Don't charge by song charge by the hour. Otherwise you could spend days working one one track and end up making $0.05 and hour. Make your hourly rate what your time is worth to you.
 
It all depends on how much skill you have and how well you judge that skill. My guitar teacher makes $50.00 per hour for studio recording time.
 
I've done a hand full bands over the past couple years. I'm not really "open to the public". Just friends, or by-referral type stuff. Most of the stuff I did in trade- one band painted all the exterior trim on my house for me. Another band cleared out and tilled our old garden (an all day endeavor for the 4 of them). One band had a guy that did HVAC maintenance and he checked out our air conditioners one year. Up until recently, I wouldn't say my recordings were worthy of being paid for in cash. One of the more recent bands I worked with (again, friends) we made an agreement that I'd get a cut of each cd up to a certain limit- we said like $500- that way they didn't have to come up with cash out of pocket, but if they did well with it, I wouldnt feel like I just gave my time away. They sold enough cd's and brought enough people in the door at their release show that they decided to just pay me in full right there. Of course, you have to actually trust the people that you're making the arrangement with, so that can be an issue with acquaintances or strangers (or even friends, I guess).

Like Yonce said, you have to consider what you're time is worth. But you also have to consider the quality of product your are able to deliver (whether thats due to limitations of your gear, room or skills) and consider what your product is worth... which really will determine if you should be charging anyone for recording services anyway, lol...
 
Flat-rating anything is the road to hell, be it "per song" "per music video" or anything else that isn't completely cut and dried in terms of what needs to be done.
As soon as opinions start coming, with the understanding that the opinionator basically has "paid" already, you can be off to the races for days because you said "per song."
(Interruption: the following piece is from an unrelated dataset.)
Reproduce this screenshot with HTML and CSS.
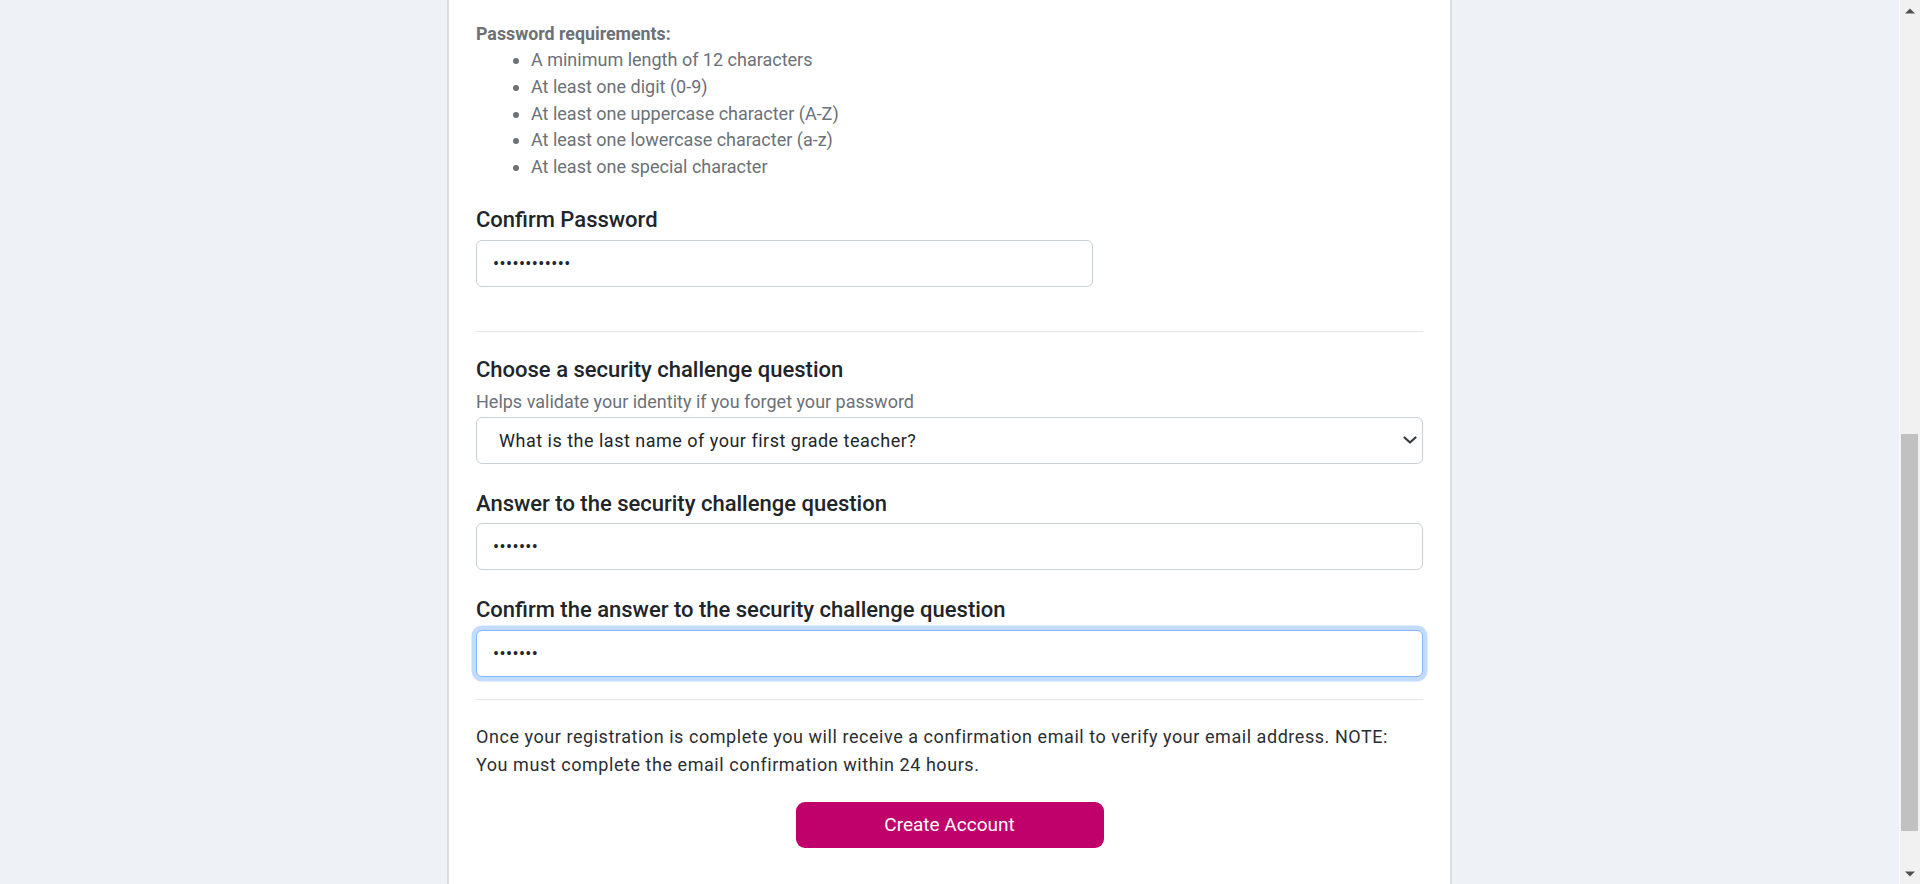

Friendships end that way, sometimes.

C.
 
I'm just starting out too as a broke college kid with a lot of time on his hands...I'm starting next week when the rest of my equipment shows up and I came up with a neat little idea. I'm going to charge $10 a session and each session is going to be about an hour or so after I get my equipment set up. I'm doing it this way so that the people who have thier stuff put together get in and out, and if it takes them an hour for just the guitar or drums then...they schedule another session. I have time on my hands so I'm mixing for free but thats just my 2 cents.

Also dont charge by track because it could take some people hours to get even 1 or 2 tracks the way "they" like it. Let them pay for thier own perfectionism.
 
As stated above, you have to gauge your capabilities and charge accordingly, but you also have to find out what others are charging in your area. A few years ago in Utah, it seemed like even the basement studio guys were charging $40 and hour, now I see a lot of them charging $20. The pro's are around $65 an hour or more.

I"ve done the per song thing for two bands now. The first time I ended up working for less than a dollar an hour. The second time was better because I spent more time assessing their expectations and making it clear what I would provide; it still got messy once they got some label attention and wanted to re-work things to improve commercial appeal.

I think the trick is to come to an agreement on when a song is 'done'. You have to make it clear that (1) they don't get to re-do it over and over till their friends like it (2) they don't get to record different versions, each with different production values, (3) they don't get vocal tuning and drum tightening unless it's very minor stuff, (4) insert your experience here...

#3 has eaten my lunch numerous times.
 
Keep your pricing dynamic... There's nothing wrong with charging flat rates for some things as well as a per hour fee.

Evaluate their needs against your capabilities/resources and charge them accordingly.

I've recorded enough tracks for folks to pretty much know what it's going to take to give them their finished product.

If it's a straight 4/4 Verse/Chorus/Verse/Chorus 'money-beat' ditty (75% of them are), maybe with a few hooks, I'll give em raw tracks at $50 per song.

If they are wanting 5 songs or more, I'll usually cut em a deal for less $$$ per song (volume, volume, VOLUME!) :D

If they also want a polished stereo mix-down of the drums, I can have those done in 2 hours or less at $25 per hour, so block rates can still be quoted at $75-$100 per song. The clock starts running for any 'special' acrobatics after that. (i.e. the super-producer lead vocalist wants a flange effect on the ride cymbal during half the chorus and on the other half, do hard pans per beat on every hit yada yada) :spank:

Again, the most important thing is to know what you're in for ahead of time and what it will REALISTICALLY take you to deliver a quality product.

Does their scratch track have a click? Are there multiple time signature and tempo changes? Listen to what they want you to do, evaluate and quote.